## Aim
Where a line holds "this", copy it.

## Records provided
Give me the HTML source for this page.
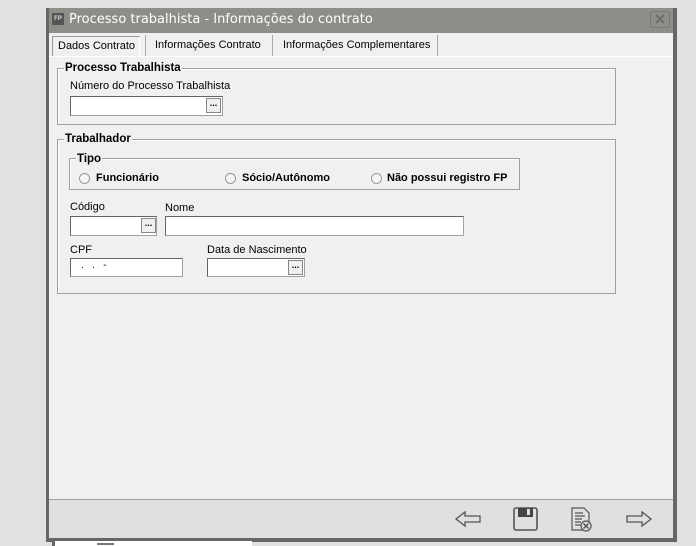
<html><head><style>
body{margin:0;width:696px;height:546px;background:#e1e1e1;position:relative;overflow:hidden;font-family:"Liberation Sans",sans-serif;font-size:11px;color:#000}
.a{position:absolute}
.inp{position:absolute;background:#fff;border:1px solid #a0a0a0;border-top-color:#646464;border-left-color:#646464;box-sizing:border-box}
.btn{position:absolute;width:15px;height:15px;background:#f0f0f0;border:1px solid #888;box-sizing:border-box;font-size:9px;font-weight:bold;text-align:center;line-height:9px}
.grp{position:absolute;border:1px solid #a0a0a0;box-sizing:border-box;box-shadow:1px 1px 0 #fff inset}
.gt{position:absolute;background:#f0f0f0;font-weight:bold;font-size:11.5px;padding:0 1px;line-height:13px}
.rd{position:absolute;width:9px;height:9px;border-radius:50%;border:1px solid #999;background:#f6f6f6}
.rt{position:absolute;font-weight:bold;font-size:11px}
</style></head><body>
<div class="a" style="left:46px;top:8px;width:631px;height:534px;background:#666"></div>
<div class="a" style="left:49px;top:8px;width:624px;height:25px;background:#8e8e88"></div>
<div class="a" style="left:52px;top:13px;width:12px;height:12px;background:#555;color:#ddd;font-size:6px;font-weight:bold;line-height:12px;text-align:center">FP</div>
<div class="a" style="left:69px;top:12px;color:#fff;font-family:'DejaVu Sans',sans-serif;font-size:13px">Processo trabalhista - Informações do contrato</div>
<div class="a" style="left:650px;top:11px;width:20px;height:17px;border:1px solid #777;border-radius:3px;box-sizing:border-box;color:#6c6c6c;font-weight:bold;font-size:14px;text-align:center;line-height:15px">✕</div>
<div class="a" style="left:49px;top:33px;width:624px;height:466px;background:#f0f0f0"></div>
<div class="a" style="left:49px;top:499px;width:624px;height:1px;background:#a0a0a0"></div>
<div class="a" style="left:49px;top:500px;width:624px;height:38px;background:#e0e0e0"></div>
<div class="a" style="left:49px;top:56px;width:624px;height:1px;background:#fff"></div>
<div class="a" style="left:52px;top:36px;width:88px;height:20px;border:1px solid #999;border-right-color:#fff;border-bottom:none;box-sizing:border-box"></div>
<div class="a" style="left:58px;top:40px">Dados Contrato</div>
<div class="a" style="left:145px;top:35px;width:1px;height:21px;background:#aaa"></div>
<div class="a" style="left:155px;top:39px">Informações Contrato</div>
<div class="a" style="left:272px;top:35px;width:1px;height:21px;background:#aaa"></div>
<div class="a" style="left:283px;top:39px">Informações Complementares</div>
<div class="a" style="left:437px;top:35px;width:1px;height:21px;background:#aaa"></div>

<div class="grp" style="left:57px;top:68px;width:559px;height:57px"></div>
<div class="gt" style="left:64px;top:62px">Processo Trabalhista</div>
<div class="a" style="left:70px;top:80px">Número do Processo Trabalhista</div>
<div class="inp" style="left:70px;top:96px;width:153px;height:20px"></div>
<div class="btn" style="left:206px;top:98px">...</div>

<div class="grp" style="left:57px;top:139px;width:559px;height:155px"></div>
<div class="gt" style="left:64px;top:133px">Trabalhador</div>
<div class="grp" style="left:69px;top:158px;width:451px;height:32px"></div>
<div class="gt" style="left:76px;top:153px">Tipo</div>
<div class="rd" style="left:79px;top:173px"></div><div class="rt" style="left:96px;top:172px">Funcionário</div>
<div class="rd" style="left:225px;top:173px"></div><div class="rt" style="left:242px;top:172px">Sócio/Autônomo</div>
<div class="rd" style="left:371px;top:173px"></div><div class="rt" style="left:387px;top:172px">Não possui registro FP</div>

<div class="a" style="left:70px;top:201px">Código</div>
<div class="inp" style="left:70px;top:216px;width:87px;height:20px"></div>
<div class="btn" style="left:141px;top:218px">...</div>
<div class="a" style="left:165px;top:202px">Nome</div>
<div class="inp" style="left:165px;top:216px;width:299px;height:20px"></div>
<div class="a" style="left:70px;top:244px">CPF</div>
<div class="inp" style="left:70px;top:258px;width:113px;height:19px"><span style="position:absolute;left:10px;top:1px;font-size:10px">.&nbsp;&nbsp;&nbsp;.&nbsp;&nbsp;&nbsp;-</span></div>
<div class="a" style="left:207px;top:244px">Data de Nascimento</div>
<div class="inp" style="left:207px;top:258px;width:98px;height:19px"></div>
<div class="btn" style="left:288px;top:260px">...</div>

<svg class="a" style="left:440px;top:500px" width="230" height="38" viewBox="0 0 230 38">
<g fill="none" stroke="#555" stroke-width="1.3">
<path d="M16 19 L25 12 V16 H40 V22 H25 V26 Z"/>
<path d="M211 19 L202 12 V16 H187 V22 H202 V26 Z"/>
<rect x="74" y="8" width="23" height="22" rx="2" stroke-width="1.6"/>
</g>
<rect x="78" y="8" width="15" height="9" fill="#444"/><rect x="87" y="9" width="3" height="6" fill="#ddd"/>
<g fill="none" stroke="#555" stroke-width="1.2"><path d="M132 8 H144 L149 13 V30 H132 Z M135 13 H143 M135 16 H145 M135 19 H142 M135 22 H141 M135 25 H141"/><circle cx="146" cy="26" r="5" fill="#ddd"/><path d="M143.5 23.5 L148.5 28.5 M148.5 23.5 L143.5 28.5" stroke-width="1.5"/></g>
</svg>
<div class="a" style="left:52px;top:541px;width:200px;height:5px;background:#fff"></div>
<div class="a" style="left:52px;top:541px;width:3px;height:5px;background:#666"></div>
<div class="a" style="left:97px;top:543px;width:17px;height:2px;background:#777"></div>
</body></html>
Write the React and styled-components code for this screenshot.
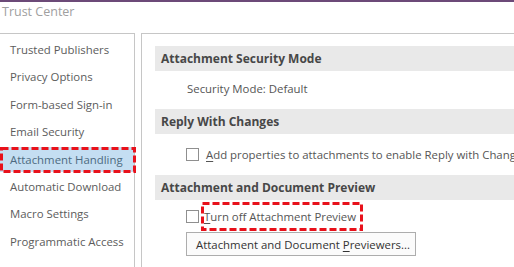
import styled, { createGlobalStyle } from 'styled-components';

const GlobalStyle = createGlobalStyle`
  html, body {
    margin: 0;
    padding: 0;
    background: #fff;
    overflow: hidden;
  }
  body {
    font-family: "Open Sans", "Noto Sans", "Liberation Sans", sans-serif;
    font-size: 11.4px;
    color: #555;
  }
`;

const Window = styled.div`
  width: 514px;
  height: 267px;
  border-top: 2px solid #6c4a78;
  box-sizing: border-box;
  display: flex;
  flex-direction: column;
`;

const Title = styled.div`
  height: 31px;
  padding-left: 2px;
  line-height: 20px;
  font-size: 12.5px;
  color: #a0a0a0;
`;

const Body = styled.div`
  flex: 1;
  display: flex;
  gap: 6px;
`;

const Nav = styled.ul`
  list-style: none;
  margin: 0;
  width: 134px;
  padding: 3px 0 0;
  border-top: 1px solid #c6c6c6;
  border-right: 1px solid #c6c6c6;
  display: flex;
  flex-direction: column;
  gap: 2.4px;
`;

const NavItem = styled.li`
  position: relative;
  height: 25px;
  line-height: 25px;
  padding-left: 10px;
  white-space: nowrap;
  color: ${(p) => (p.$active ? '#4d6a80' : '#5c5c5c')};
  background: ${(p) => (p.$active ? '#c4def2' : 'transparent')};
`;

const Content = styled.div`
  flex: 1;
  min-width: 0;
  overflow: hidden;
  border-top: 1px solid #c6c6c6;
  border-left: 1px solid #c6c6c6;
  padding: 12px 0 0 13px;
  display: flex;
  flex-direction: column;
`;

const SectionHeader = styled.div`
  height: 25px;
  line-height: 25px;
  padding-left: 6px;
  background: #e9e9e9;
  font-size: 12px;
  font-weight: 700;
  color: #474747;
  white-space: nowrap;
`;

const Row = styled.div`
  display: flex;
  align-items: center;
  height: ${(p) => p.$h || 38}px;
  padding-left: ${(p) => p.$indent || 31}px;
  padding-bottom: ${(p) => p.$lift || 0}px;
  box-sizing: border-box;
  white-space: nowrap;
  color: #555;
`;

const Checkbox = styled.span`
  flex: none;
  width: 11px;
  height: 11px;
  border: 1px solid #8f8f8f;
  background: #fff;
  margin-right: ${(p) => p.$gap || 7}px;
`;

const Key = styled.span`
  text-decoration: underline;
  text-underline-offset: 2px;
`;

const Button = styled.button`
  margin-left: 31px;
  width: 230px;
  height: 24px;
  padding: 0 0 0 9px;
  text-align: left;
  border: 1px solid #adadad;
  background: #fbfbfb;
  font: inherit;
  color: #333;
  white-space: nowrap;
`;

const HighlightWrap = styled.span`
  position: relative;
  display: inline-block;
`;

const HighlightFrame = styled.svg`
  position: absolute;
  pointer-events: none;
  overflow: visible;
`;

function DashedRect({ width, height }) {
  return (
    <rect
      x="1.5"
      y="1.5"
      width={width - 3}
      height={height - 3}
      fill="none"
      stroke="#e8111b"
      strokeWidth="3"
      strokeDasharray="7 3"
    />
  );
}

function Highlight({ children, box }) {
  const { left, top, width, height } = box;
  return (
    <HighlightWrap>
      {children}
      <HighlightFrame style={{ left, top }} width={width} height={height}>
        <DashedRect width={width} height={height} />
      </HighlightFrame>
    </HighlightWrap>
  );
}

const ActiveFrame = styled.svg`
  position: absolute;
  left: 0;
  top: 0;
  pointer-events: none;
`;

const navItems = [
  'Trusted Publishers',
  'Privacy Options',
  'Form-based Sign-in',
  'Email Security',
  'Attachment Handling',
  'Automatic Download',
  'Macro Settings',
  'Programmatic Access',
];

export default function App() {
  return (
    <>
      <GlobalStyle />
      <Window>
        <Title>Trust Center</Title>
        <Body>
          <Nav>
            {navItems.map((item) => {
              const active = item === 'Attachment Handling';
              return (
                <NavItem key={item} $active={active}>
                  {item}
                  {active && (
                    <ActiveFrame width="136" height="26">
                      <DashedRect width={136} height={26} />
                    </ActiveFrame>
                  )}
                </NavItem>
              );
            })}
          </Nav>
          <Content>
            <SectionHeader>Attachment Security Mode</SectionHeader>
            <Row $indent={32} $lift={3}>Security Mode: Default</Row>
            <SectionHeader>Reply With Changes</SectionHeader>
            <Row $h={41}>
              <Checkbox />
              <span>
                <Key>A</Key>dd properties to attachments to enable Reply with Changes
              </span>
            </Row>
            <SectionHeader>Attachment and Document Preview</SectionHeader>
            <Row $h={32}>
              <Checkbox $gap={5} />
              <Highlight box={{ left: -3, top: -7, width: 162, height: 29 }}>
                <Key>T</Key>urn off Attachment Preview
              </Highlight>
            </Row>
            <div>
              <Button>
                Attachment and Document <Key>P</Key>reviewers...
              </Button>
            </div>
          </Content>
        </Body>
      </Window>
    </>
  );
}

## Reply
Give me the HTML source for this page.
Write the React and styled-components code for this screenshot.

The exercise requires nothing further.